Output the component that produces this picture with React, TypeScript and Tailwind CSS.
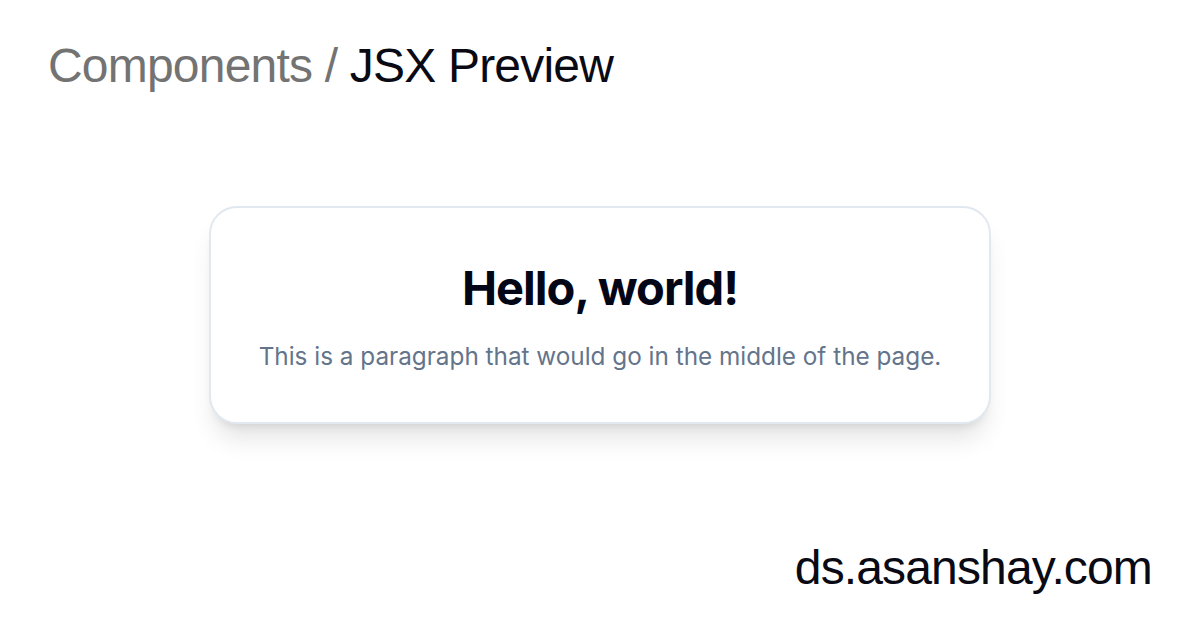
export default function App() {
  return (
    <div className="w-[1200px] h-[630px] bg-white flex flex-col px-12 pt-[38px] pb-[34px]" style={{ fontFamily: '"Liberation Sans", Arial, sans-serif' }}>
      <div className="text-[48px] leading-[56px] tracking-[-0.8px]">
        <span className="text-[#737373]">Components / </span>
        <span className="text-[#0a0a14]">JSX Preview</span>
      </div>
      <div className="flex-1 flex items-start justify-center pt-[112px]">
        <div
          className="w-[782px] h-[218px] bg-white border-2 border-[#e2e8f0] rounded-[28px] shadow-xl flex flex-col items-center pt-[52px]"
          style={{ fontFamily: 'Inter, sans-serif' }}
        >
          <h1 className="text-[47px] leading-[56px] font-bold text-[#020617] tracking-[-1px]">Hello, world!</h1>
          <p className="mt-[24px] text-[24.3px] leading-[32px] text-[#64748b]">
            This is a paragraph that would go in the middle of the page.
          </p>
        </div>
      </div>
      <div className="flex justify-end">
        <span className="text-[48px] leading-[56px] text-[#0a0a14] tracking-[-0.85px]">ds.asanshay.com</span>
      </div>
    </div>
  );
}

* WORK TO COMPLETE *
Return the listing above in full and without alteration, excluding its pictures.

* ANSWER FOR THE TASK *
Output the component that produces this picture with React, TypeScript and Tailwind CSS.
export default function App() {
  return (
    <div className="w-[1200px] h-[630px] bg-white flex flex-col px-12 pt-[38px] pb-[34px]" style={{ fontFamily: '"Liberation Sans", Arial, sans-serif' }}>
      <div className="text-[48px] leading-[56px] tracking-[-0.8px]">
        <span className="text-[#737373]">Components / </span>
        <span className="text-[#0a0a14]">JSX Preview</span>
      </div>
      <div className="flex-1 flex items-start justify-center pt-[112px]">
        <div
          className="w-[782px] h-[218px] bg-white border-2 border-[#e2e8f0] rounded-[28px] shadow-xl flex flex-col items-center pt-[52px]"
          style={{ fontFamily: 'Inter, sans-serif' }}
        >
          <h1 className="text-[47px] leading-[56px] font-bold text-[#020617] tracking-[-1px]">Hello, world!</h1>
          <p className="mt-[24px] text-[24.3px] leading-[32px] text-[#64748b]">
            This is a paragraph that would go in the middle of the page.
          </p>
        </div>
      </div>
      <div className="flex justify-end">
        <span className="text-[48px] leading-[56px] text-[#0a0a14] tracking-[-0.85px]">ds.asanshay.com</span>
      </div>
    </div>
  );
}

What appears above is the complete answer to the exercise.